C’est toujours bon d’avoir des joueurs d’expérience dans un groupe, mais je sais que les joueurs de l’équipe d’Algérie jouent ensemble depuis un bon bout de temps. Ils ont lutté pour arracher leur qualification, ils ont mérité d’être au Brésil. Cela suffira à les mettre en confiance, malgré le manque d’expérience. Il faut faire confiance à cette équipe algérienne qui réalise de belles choses depuis quelque temps et qui peut créer la surprise en Coupe du monde.
Avez-vous encore en mémoire le match Argentine-Algérie du Camp Nou. Quelle image en gardez-vous ?
L’image de Cambiasso qui saute de joie, après nous avoir redonné l’avantage en deuxième mi-temps sur un centre de moi-même. C’était une sorte de délivrance parce que pendant toute la première mi-temps et en fin de match, les Algériens nous ont fait souffrir. Je crois que ce match a ouvert les yeux aux Algériens sur leurs qualités car depuis, vous êtes régulièrement présents aux grands rendez-vous.
A l’image de Belfodil et Taïder que vous connaissez, les joueurs algériens sont connus pour être des joueurs de tempérament qui ne lâchent rien sur le terrain. Serait-ce suffisant pour réaliser une bonne Coupe du monde ?

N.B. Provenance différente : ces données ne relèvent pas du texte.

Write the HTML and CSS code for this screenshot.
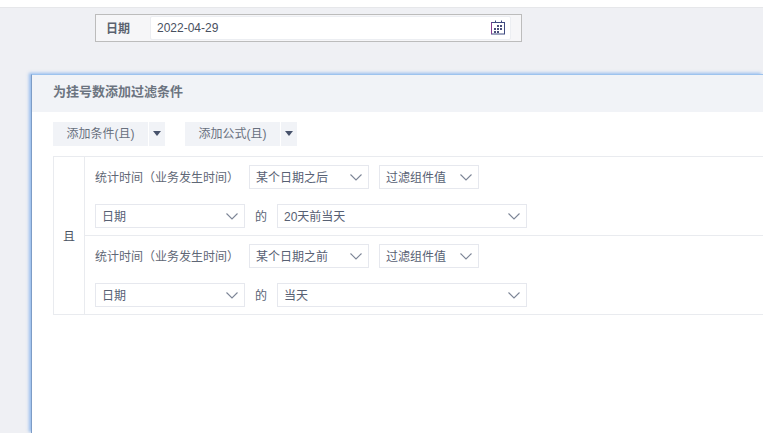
FILE: index.html
```html
<!DOCTYPE html>
<html lang="zh">
<head>
<meta charset="utf-8">
<title>过滤条件</title>
<link rel="stylesheet" href="styles.css">
</head>
<body>
<div class="topstrip"></div>
<div class="filterbar">
  <span class="filter-label">日期</span>
  <div class="date-input">
    <span class="date-text">2022-04-29</span>
    <svg class="cal" width="15" height="15" viewBox="0 0 15 15">
      <rect x="0.5" y="2.5" width="13" height="11.5" fill="#fff" stroke="#3f4a80"/>
      <path d="M0.5 2.5V14" stroke="#8a3f93" fill="none"/>
      <path d="M4.5 0.5V3M10.5 0.5V3" stroke="#3f4a80" fill="none"/>
      <path d="M6 5h2v2H6zM9 5h2v2H9zM3 8h2v2H3zM6 8h2v2H6zM9 8h2v2H9zM3 11h2v2H3zM6 11h2v2H6z" fill="#4a4f7a"/>
    </svg>
  </div>
</div>
<section class="dialog">
  <h2 class="dialog-title">为挂号数添加过滤条件</h2>
  <div class="toolbar">
    <div class="split"><span class="split-main">添加条件(且)</span><span class="split-arrow"></span></div>
    <div class="split"><span class="split-main">添加公式(且)</span><span class="split-arrow"></span></div>
  </div>
  <div class="cond-table">
    <div class="logic">且</div>
    <div class="rows">
      <div class="cond">
        <div class="line">
          <span class="field">统计时间（业务发生时间）</span>
          <div class="sel w120">某个日期之后<svg class="chev" viewBox="0 0 12 7"><path d="M0.5 0.5l5.5 5.5 5.5-5.5"/></svg></div>
          <div class="sel w100">过滤组件值<svg class="chev" viewBox="0 0 12 7"><path d="M0.5 0.5l5.5 5.5 5.5-5.5"/></svg></div>
        </div>
        <div class="line">
          <div class="sel w150">日期<svg class="chev" viewBox="0 0 12 7"><path d="M0.5 0.5l5.5 5.5 5.5-5.5"/></svg></div>
          <span class="of">的</span>
          <div class="sel w250">20天前当天<svg class="chev" viewBox="0 0 12 7"><path d="M0.5 0.5l5.5 5.5 5.5-5.5"/></svg></div>
        </div>
      </div>
      <div class="cond">
        <div class="line">
          <span class="field">统计时间（业务发生时间）</span>
          <div class="sel w120">某个日期之前<svg class="chev" viewBox="0 0 12 7"><path d="M0.5 0.5l5.5 5.5 5.5-5.5"/></svg></div>
          <div class="sel w100">过滤组件值<svg class="chev" viewBox="0 0 12 7"><path d="M0.5 0.5l5.5 5.5 5.5-5.5"/></svg></div>
        </div>
        <div class="line">
          <div class="sel w150">日期<svg class="chev" viewBox="0 0 12 7"><path d="M0.5 0.5l5.5 5.5 5.5-5.5"/></svg></div>
          <span class="of">的</span>
          <div class="sel w250">当天<svg class="chev" viewBox="0 0 12 7"><path d="M0.5 0.5l5.5 5.5 5.5-5.5"/></svg></div>
        </div>
      </div>
    </div>
  </div>
</section>
</body>
</html>
```
FILE: styles.css
```css
* { box-sizing: border-box; }
html, body { margin: 0; height: 433px; overflow: hidden; }
body {
  width: 763px;
  background: #eff0f4;
  font-family: "Liberation Sans", "Noto Sans CJK SC", sans-serif;
  font-size: 12px;
  color: #5a6376;
}
.topstrip { height: 8px; background: #fff; border-bottom: 1px solid #e6e7ea; }
.filterbar {
  margin: 6px 0 0 95px;
  width: 427px;
  height: 28px;
  display: flex;
  align-items: center;
  padding-left: 10px;
  background: #f6f6f8;
  border: 1px solid #bcbcbc;
}
.filter-label { width: 44px; font-weight: 700; color: #5b6270; padding-bottom: 2px; }
.date-input {
  width: 361px;
  height: 24px;
  background: #fff;
  border: 1px solid #eceef2;
  border-radius: 2px;
  display: flex;
  align-items: center;
  justify-content: space-between;
  padding: 0 4px 0 6px;
  color: #48505f;
}
.date-text { padding-bottom: 1px; }
.cal { display: block; margin-top: -2px; }
.dialog {
  margin: 32px 0 0 31px;
  height: 359px;
  background: #fff;
  border-top: 1px solid #9dc3ee;
  border-left: 1px solid #7d9cc6;
  box-shadow: -2px -1px 3px rgba(110, 165, 235, 0.7);
}
.dialog-title {
  margin: 0;
  height: 37px;
  line-height: 33px;
  padding-left: 21px;
  background: #f1f3f7;
  font-size: 13px;
  font-weight: 700;
  color: #6c7480;
}
.toolbar { display: flex; gap: 20px; padding: 10px 0 0 21px; }
.split { display: flex; gap: 1px; height: 24px; line-height: 24px; }
.split-main { width: 95px; background: #f1f3f7; text-align: center; color: #68707e; }
.split-arrow { width: 16px; background: #f1f3f7; position: relative; }
.split-arrow::after {
  content: "";
  position: absolute;
  left: 4px;
  top: 9px;
  border: 4px solid transparent;
  border-bottom: 0;
  border-top: 5px solid #47526b;
}
.cond-table {
  margin: 10px 0 0 21px;
  height: 159px;
  display: flex;
  border: 1px solid #e9ebef;
  border-right: 0;
}
.logic {
  width: 31px;
  flex: none;
  display: flex;
  align-items: center;
  justify-content: center;
  border-right: 1px solid #e9ebef;
  color: #4a5262;
}
.rows { flex: 1; }
.cond { height: 78px; padding: 8px 0 0 10px; }
.cond + .cond { border-top: 1px solid #e9ebef; }
.line { display: flex; align-items: center; height: 24px; }
.line + .line { margin-top: 15px; }
.field { width: 154px; color: #5f6776; white-space: nowrap; padding-bottom: 1px; }
.sel {
  height: 24px;
  display: flex;
  align-items: center;
  justify-content: space-between;
  padding: 0 6px 1px 6px;
  border: 1px solid #e6e8ee;
  background: #fff;
  color: #576073;
}
.w120 { width: 120px; }
.w100 { width: 100px; margin-left: 10px; }
.w150 { width: 150px; }
.w250 { width: 250px; }
.of { width: 32px; text-align: center; color: #5a6376; padding-bottom: 1px; }
.chev { width: 12px; height: 7px; fill: none; stroke: #7c8596; stroke-width: 1.1; display: block; margin-top: 1px; }
```
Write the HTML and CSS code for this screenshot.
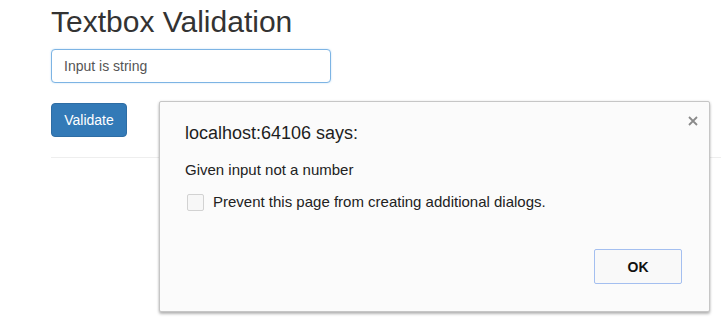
FILE: index.html
```html
<!DOCTYPE html>
<html>
<head>
  <meta charset="UTF-8">
  <title>Textbox Validation</title>
  <link rel="stylesheet" href="styles.css">
</head>
<body>
  <div class="page">
    <h2>Textbox Validation</h2>
    <input type="text" class="form-control" value="Input is string">
    <div>
      <button type="button" class="btn-primary">Validate</button>
    </div>
    <hr>
  </div>

  <div class="dialog">
    <svg class="dialog-close" width="10" height="10" viewBox="0 0 10 10">
      <path d="M1 1 L9 9 M9 1 L1 9" stroke="#8a8a8a" stroke-width="1.8" fill="none"/>
    </svg>
    <div class="dialog-title">localhost:64106 says:</div>
    <div class="dialog-message">Given input not a number</div>
    <label class="dialog-check">
      <span class="check-box"></span>
      <span>Prevent this page from creating additional dialogs.</span>
    </label>
    <div class="dialog-buttons">
      <button type="button" class="btn-ok">OK</button>
    </div>
  </div>
</body>
</html>
```

FILE: styles.css
```css
    body {
      margin: 0;
      background: #fff;
      font-family: "Liberation Sans", Arial, sans-serif;
      color: #333;
    }
    .page {
      padding-left: 51px;
    }
    h2 {
      margin: 5px 0 11px;
      font-size: 30px;
      line-height: 33px;
      font-weight: normal;
      color: #333;
    }
    .form-control {
      display: block;
      box-sizing: border-box;
      width: 280px;
      height: 34px;
      padding: 6px 12px;
      border: 1px solid #7db4e4;
      border-radius: 4px;
      box-shadow: 0 0 2px rgba(102, 175, 233, 0.4);
      font-family: inherit;
      font-size: 14px;
      color: #555;
      outline: none;
    }
    .btn-primary {
      margin-top: 20px;
      box-sizing: border-box;
      width: 76px;
      height: 34px;
      background-color: #337ab7;
      border: 1px solid #2e6da4;
      border-radius: 4px;
      color: #fff;
      font-family: inherit;
      font-size: 14px;
      padding: 0;
    }
    hr {
      margin: 20px 0 0;
      border: 0;
      border-top: 1px solid #eee;
    }
    /* alert box */
    .dialog {
      position: absolute;
      left: 159px;
      top: 101px;
      box-sizing: border-box;
      width: 551px;
      padding: 21px 27px 27px 25px;
      background: #fbfbfb;
      border: 1px solid #c6c6c6;
      border-radius: 2px;
      box-shadow: 0 2px 3px rgba(0, 0, 0, 0.28), 0 0 3px rgba(0, 0, 0, 0.08);
      color: #222;
    }
    .dialog-close {
      position: absolute;
      top: 14px;
      right: 11px;
    }
    .dialog-title {
      font-size: 18px;
      line-height: 20px;
      color: #1e1e1e;
    }
    .dialog-message {
      margin-top: 18px;
      font-size: 15px;
      line-height: 18px;
    }
    .dialog-check {
      display: flex;
      align-items: center;
      margin-top: 14px;
      font-size: 15px;
      line-height: 18px;
    }
    .check-box {
      box-sizing: border-box;
      width: 17px;
      height: 17px;
      margin: 0 9px 0 2px;
      background: #f7f7f7;
      border: 1px solid #d2d2d2;
      border-radius: 2px;
    }
    .dialog-buttons {
      display: flex;
      justify-content: flex-end;
      margin-top: 38px;
    }
    .btn-ok {
      box-sizing: border-box;
      width: 88px;
      height: 35px;
      padding: 0;
      background: #f9f9f9;
      border: 1px solid #a4bff0;
      border-radius: 2px;
      font-family: inherit;
      font-size: 14px;
      font-weight: bold;
      color: #111;
    }
```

L’envie est un élément important dans une compétition comme la Coupe du monde, mais pour faire quelque chose, il faut aussi un brin de chance. Il faut arriver au tournoi en possession de tous ses moyens, savoir gérer les rencontres. C’est quand même une Coupe du monde et il faut être très compétitif pour la réussir. Le sélectionneur algérien doit donc bien préparer son équipe, s’il veut créer la surprise.
La Belgique, la Russie, la Corée du Sud… Que pensez-vous du groupe de l’Algérie ?
L’Algérie aura des chances de passer parce qu’il s’agit d’un groupe très équilibré. La Russie possède une très bonne équipe, la Belgique a réalisé un énorme parcours en éliminatoires en se qualifiant sans aucun problème et la Corée du Sud a aussi les moyens de créer la surprise. L’Algérie est donc dans un bon groupe et elle a beaucoup de possibilités pour passer le premier tour.
Et l’Argentine ?
J’aime cette équipe d’Argentine qui est en train de faire son chemin tranquillement avec une continuité dans les résultats, mais elle a surtout le meilleur joueur du monde, Messi. Je souhaite vraiment que l’Argentine gagne cette Coupe du monde.
Beaucoup pensent que l’Argentine dépendra en grande partie de la forme de Messi au Brésil…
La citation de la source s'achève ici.